- **Given task**:
All the data below goes into the copy word for word, but the pictures don't.

-------- Available data --------

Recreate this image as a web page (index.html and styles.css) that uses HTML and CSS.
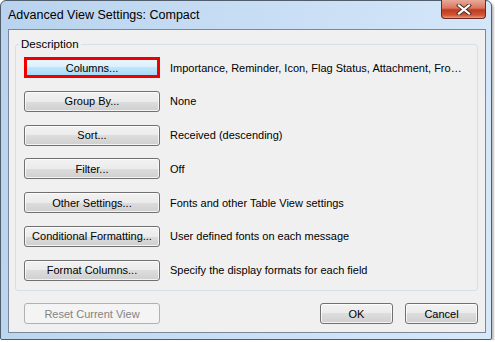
FILE: index.html
```html
<!DOCTYPE html>
<html>
<head>
<meta charset="utf-8">
<link rel="stylesheet" href="styles.css">
</head>
<body>
<div class="window">
  <div class="titlebar">
    <span class="title">Advanced View Settings: Compact</span>
    <div class="close">
      <svg width="16" height="11" viewBox="0 0 16 11"><path d="M3 1.5 L13 9.5 M13 1.5 L3 9.5" stroke="#4a2a20" stroke-width="4" stroke-linecap="square"/><path d="M3 1.5 L13 9.5 M13 1.5 L3 9.5" stroke="#fff" stroke-width="2.2" stroke-linecap="square"/></svg>
    </div>
  </div>
  <div class="client">
    <fieldset class="group">
      <legend>Description</legend>
      <div class="rows">
        <div class="row"><div class="highlight"><button class="btn hot">Columns...</button></div><span class="desc">Importance, Reminder, Icon, Flag Status, Attachment, Fro…</span></div>
        <div class="row"><button class="btn">Group By...</button><span class="desc">None</span></div>
        <div class="row"><button class="btn">Sort...</button><span class="desc">Received (descending)</span></div>
        <div class="row"><button class="btn">Filter...</button><span class="desc">Off</span></div>
        <div class="row"><button class="btn">Other Settings...</button><span class="desc">Fonts and other Table View settings</span></div>
        <div class="row"><button class="btn">Conditional Formatting...</button><span class="desc">User defined fonts on each message</span></div>
        <div class="row"><button class="btn">Format Columns...</button><span class="desc">Specify the display formats for each field</span></div>
      </div>
    </fieldset>
    <div class="footer">
      <button class="btn disabled">Reset Current View</button>
      <div class="spacer"></div>
      <button class="btn small">OK</button>
      <button class="btn small">Cancel</button>
    </div>
  </div>
</div>
</body>
</html>
```
FILE: styles.css
```css
html, body {
  margin: 0;
  padding: 0;
  background: #ffffff;
}
body {
  font-family: "Liberation Sans", Arial, sans-serif;
  font-size: 11px;
  color: #000;
}
.window {
  width: 490px;
  height: 338px;
  border: 1px solid #4f5d6c;
  border-radius: 6px 6px 2px 2px;
  background: linear-gradient(100deg, #b9d3ee 0%, #c7ddf4 45%, #d7e8fa 100%);
  box-shadow: 2px 2px 2px rgba(0,0,0,0.25);
  display: flex;
  flex-direction: column;
}
.titlebar {
  height: 28px;
  display: flex;
  align-items: flex-start;
  position: relative;
}
.title {
  font-family: "Liberation Sans", Arial, sans-serif;
  font-size: 12.5px;
  margin: 7px 0 0 7px;
  color: #000;
}
.close {
  position: absolute;
  right: 5px;
  top: -1px;
  width: 45px;
  height: 19px;
  box-sizing: border-box;
  border: 1px solid #6a2a20;
  border-top: none;
  border-radius: 0 0 4px 4px;
  background: linear-gradient(#e9a99a 0%, #d8765f 45%, #c2391c 55%, #d0583a 85%, #e69c84 100%);
  display: flex;
  align-items: center;
  justify-content: center;
}
.client {
  flex: 1;
  margin: 0 5px 6px 7px;
  border: 1px solid #7b8899;
  background: #f0f0f0;
  display: flex;
  flex-direction: column;
  padding: 8px 7px 0 6px;
}
.group {
  margin: 0;
  border: 1px solid #d5dfe5;
  border-radius: 3px;
  padding: 7px 8px 8px 8px;
  height: 253px;
  box-sizing: border-box;
}
.group legend {
  padding: 0 2px;
  margin-left: -5px;
  font-size: 11.5px;
}
.rows {
  display: flex;
  flex-direction: column;
  gap: 12.8px;
}
.row {
  display: flex;
  align-items: center;
  height: 21px;
}
.btn {
  font-family: "Liberation Sans", Arial, sans-serif;
  font-size: 11px;
  color: #000;
  width: 136px;
  height: 21px;
  border: 1px solid #707070;
  border-radius: 3px;
  background: linear-gradient(#f2f2f2 0%, #ebebeb 50%, #dddddd 50%, #cfcfcf 100%);
  box-shadow: inset 0 0 0 1px rgba(255,255,255,0.75);
  padding: 0;
  margin: 0;
  flex: none;
}
.highlight {
  width: 136px;
  height: 21px;
  box-sizing: border-box;
  border: 3px solid #ee0000;
  flex: none;
  display: flex;
}
.btn.hot {
  width: 130px;
  height: 15px;
  border: none;
  border-radius: 0;
  box-shadow: none;
  background: linear-gradient(#eaf6fd 0%, #d9f0fc 50%, #bee6fd 50%, #a7d9f5 100%);
}
.desc {
  margin-left: 10px;
  white-space: nowrap;
}
.footer {
  display: flex;
  align-items: center;
  margin-top: 12px;
  padding-left: 9px;
  gap: 12px;
}
.spacer {
  flex: 1;
}
.btn.small {
  width: 73px;
}
.btn.disabled {
  color: #838383;
  border-color: #adb2b5;
  background: #f4f4f4;
  box-shadow: none;
}
```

--------

- **Solution to this task**:
Recreate this image as a web page (index.html and styles.css) that uses HTML and CSS.
FILE: index.html
```html
<!DOCTYPE html>
<html>
<head>
<meta charset="utf-8">
<link rel="stylesheet" href="styles.css">
</head>
<body>
<div class="window">
  <div class="titlebar">
    <span class="title">Advanced View Settings: Compact</span>
    <div class="close">
      <svg width="16" height="11" viewBox="0 0 16 11"><path d="M3 1.5 L13 9.5 M13 1.5 L3 9.5" stroke="#4a2a20" stroke-width="4" stroke-linecap="square"/><path d="M3 1.5 L13 9.5 M13 1.5 L3 9.5" stroke="#fff" stroke-width="2.2" stroke-linecap="square"/></svg>
    </div>
  </div>
  <div class="client">
    <fieldset class="group">
      <legend>Description</legend>
      <div class="rows">
        <div class="row"><div class="highlight"><button class="btn hot">Columns...</button></div><span class="desc">Importance, Reminder, Icon, Flag Status, Attachment, Fro…</span></div>
        <div class="row"><button class="btn">Group By...</button><span class="desc">None</span></div>
        <div class="row"><button class="btn">Sort...</button><span class="desc">Received (descending)</span></div>
        <div class="row"><button class="btn">Filter...</button><span class="desc">Off</span></div>
        <div class="row"><button class="btn">Other Settings...</button><span class="desc">Fonts and other Table View settings</span></div>
        <div class="row"><button class="btn">Conditional Formatting...</button><span class="desc">User defined fonts on each message</span></div>
        <div class="row"><button class="btn">Format Columns...</button><span class="desc">Specify the display formats for each field</span></div>
      </div>
    </fieldset>
    <div class="footer">
      <button class="btn disabled">Reset Current View</button>
      <div class="spacer"></div>
      <button class="btn small">OK</button>
      <button class="btn small">Cancel</button>
    </div>
  </div>
</div>
</body>
</html>
```
FILE: styles.css
```css
html, body {
  margin: 0;
  padding: 0;
  background: #ffffff;
}
body {
  font-family: "Liberation Sans", Arial, sans-serif;
  font-size: 11px;
  color: #000;
}
.window {
  width: 490px;
  height: 338px;
  border: 1px solid #4f5d6c;
  border-radius: 6px 6px 2px 2px;
  background: linear-gradient(100deg, #b9d3ee 0%, #c7ddf4 45%, #d7e8fa 100%);
  box-shadow: 2px 2px 2px rgba(0,0,0,0.25);
  display: flex;
  flex-direction: column;
}
.titlebar {
  height: 28px;
  display: flex;
  align-items: flex-start;
  position: relative;
}
.title {
  font-family: "Liberation Sans", Arial, sans-serif;
  font-size: 12.5px;
  margin: 7px 0 0 7px;
  color: #000;
}
.close {
  position: absolute;
  right: 5px;
  top: -1px;
  width: 45px;
  height: 19px;
  box-sizing: border-box;
  border: 1px solid #6a2a20;
  border-top: none;
  border-radius: 0 0 4px 4px;
  background: linear-gradient(#e9a99a 0%, #d8765f 45%, #c2391c 55%, #d0583a 85%, #e69c84 100%);
  display: flex;
  align-items: center;
  justify-content: center;
}
.client {
  flex: 1;
  margin: 0 5px 6px 7px;
  border: 1px solid #7b8899;
  background: #f0f0f0;
  display: flex;
  flex-direction: column;
  padding: 8px 7px 0 6px;
}
.group {
  margin: 0;
  border: 1px solid #d5dfe5;
  border-radius: 3px;
  padding: 7px 8px 8px 8px;
  height: 253px;
  box-sizing: border-box;
}
.group legend {
  padding: 0 2px;
  margin-left: -5px;
  font-size: 11.5px;
}
.rows {
  display: flex;
  flex-direction: column;
  gap: 12.8px;
}
.row {
  display: flex;
  align-items: center;
  height: 21px;
}
.btn {
  font-family: "Liberation Sans", Arial, sans-serif;
  font-size: 11px;
  color: #000;
  width: 136px;
  height: 21px;
  border: 1px solid #707070;
  border-radius: 3px;
  background: linear-gradient(#f2f2f2 0%, #ebebeb 50%, #dddddd 50%, #cfcfcf 100%);
  box-shadow: inset 0 0 0 1px rgba(255,255,255,0.75);
  padding: 0;
  margin: 0;
  flex: none;
}
.highlight {
  width: 136px;
  height: 21px;
  box-sizing: border-box;
  border: 3px solid #ee0000;
  flex: none;
  display: flex;
}
.btn.hot {
  width: 130px;
  height: 15px;
  border: none;
  border-radius: 0;
  box-shadow: none;
  background: linear-gradient(#eaf6fd 0%, #d9f0fc 50%, #bee6fd 50%, #a7d9f5 100%);
}
.desc {
  margin-left: 10px;
  white-space: nowrap;
}
.footer {
  display: flex;
  align-items: center;
  margin-top: 12px;
  padding-left: 9px;
  gap: 12px;
}
.spacer {
  flex: 1;
}
.btn.small {
  width: 73px;
}
.btn.disabled {
  color: #838383;
  border-color: #adb2b5;
  background: #f4f4f4;
  box-shadow: none;
}
```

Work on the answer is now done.